Aides pointed to scheduling conflicts for the scrapping of the April visit, but Israeli and Turkish media speculated that US Secretary of State John Kerry had warned Ankara over the trip’s “potentially adverse effects” on the new thaw in bilateral ties facilitated by Washington.

Erdogan plans to visit Washington on May 16.

For full restoration and re-appointment of its ambassador in Israel, Ankara insists that the Jewish state pay compensation for the raid victims and lift its restrictions on Gaza.

Meanwhile, the Pentagon has requested $220.3 million in 2014 to bolster Israel’s “Iron Dome” missile defense system despite broader cuts to US military spending, according to budget documents.

The US Missile Defense Agency also is asking for an additional $175.9 million in fiscal year 2015 for Israel’s homegrown missile defense network, according to the agency’s budget proposal posted online.

The Pentagon already invested $204 million on the system in 2011 and $70 million in 2012.

Defense Secretary Chuck Hagel promised in talks in March with his Israeli counterpart, Ehud Barak, who has since retired, that Washington would continue to fund anti-missile weaponry, including Iron Dome, despite fiscal pressures.

The budget details emerged before Hagel’s planned visit to Israel next week, his first as defense secretary.

The Republican majority in the House of Representatives in May 2012 called for additional funding of roughly $680 million for the Iron Dome program.

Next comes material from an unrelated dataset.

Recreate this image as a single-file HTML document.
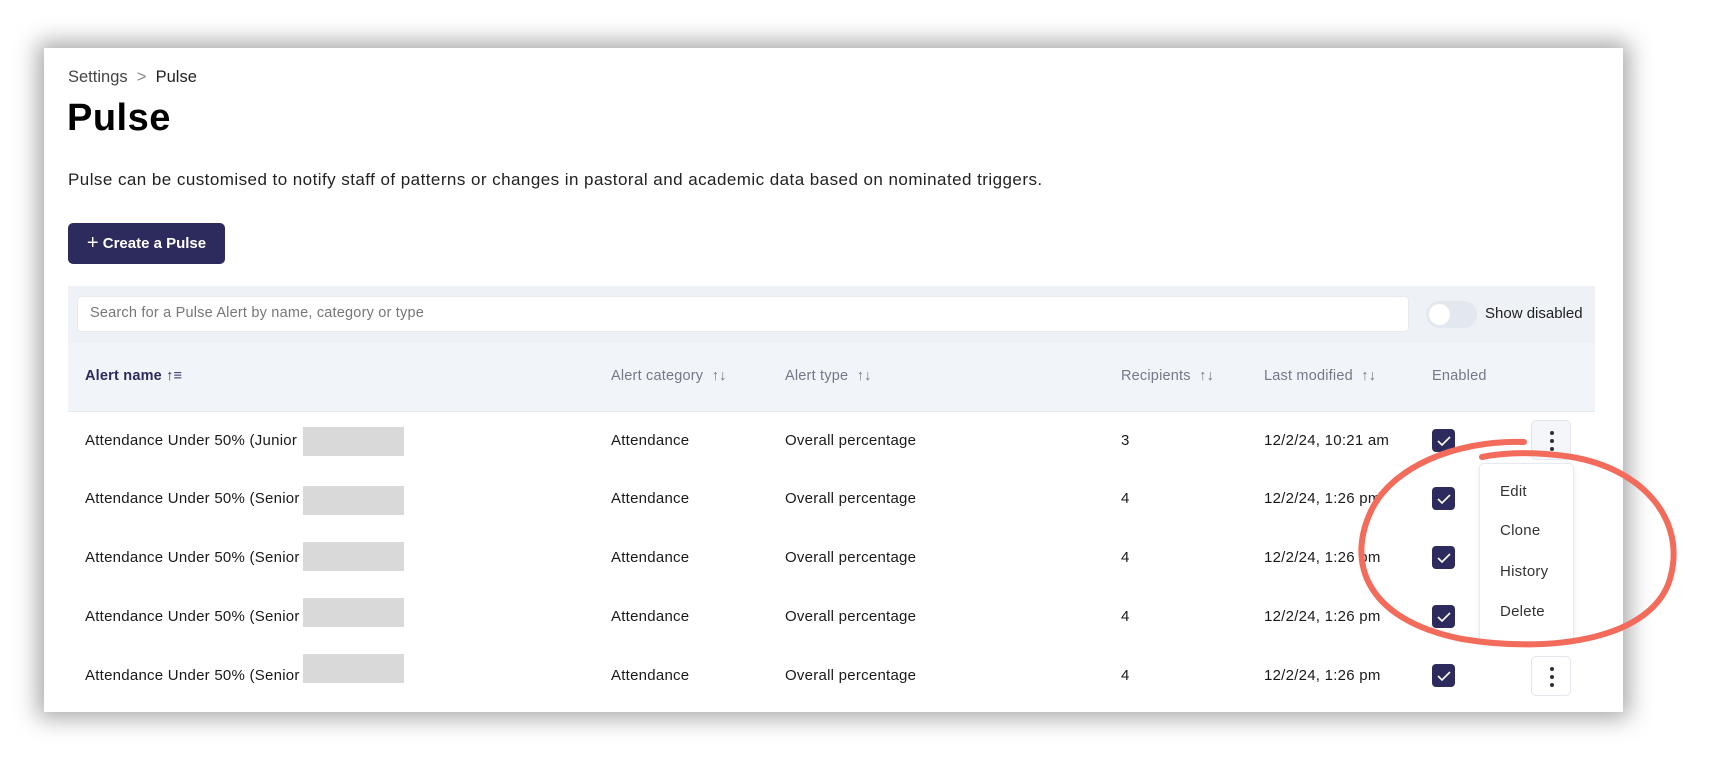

US military assistance to Israel comes to about three billion dollars a year to ensure the country’s “qualitative military edge” in the region, as mandated by Congress.

For its part, Israel has spent a billion dollars on the development and production of Iron Dome batteries.

Israeli officials say the Iron Dome program proved a success in battle last year.

In eight days of fighting between Israel and Palestinian militants in November, the Israeli military said it brought down 421 of 1,354 rockets fired from the Gaza Strip.

Of those which landed, 58 hit urban areas while the rest fell in open fields, causing no damage.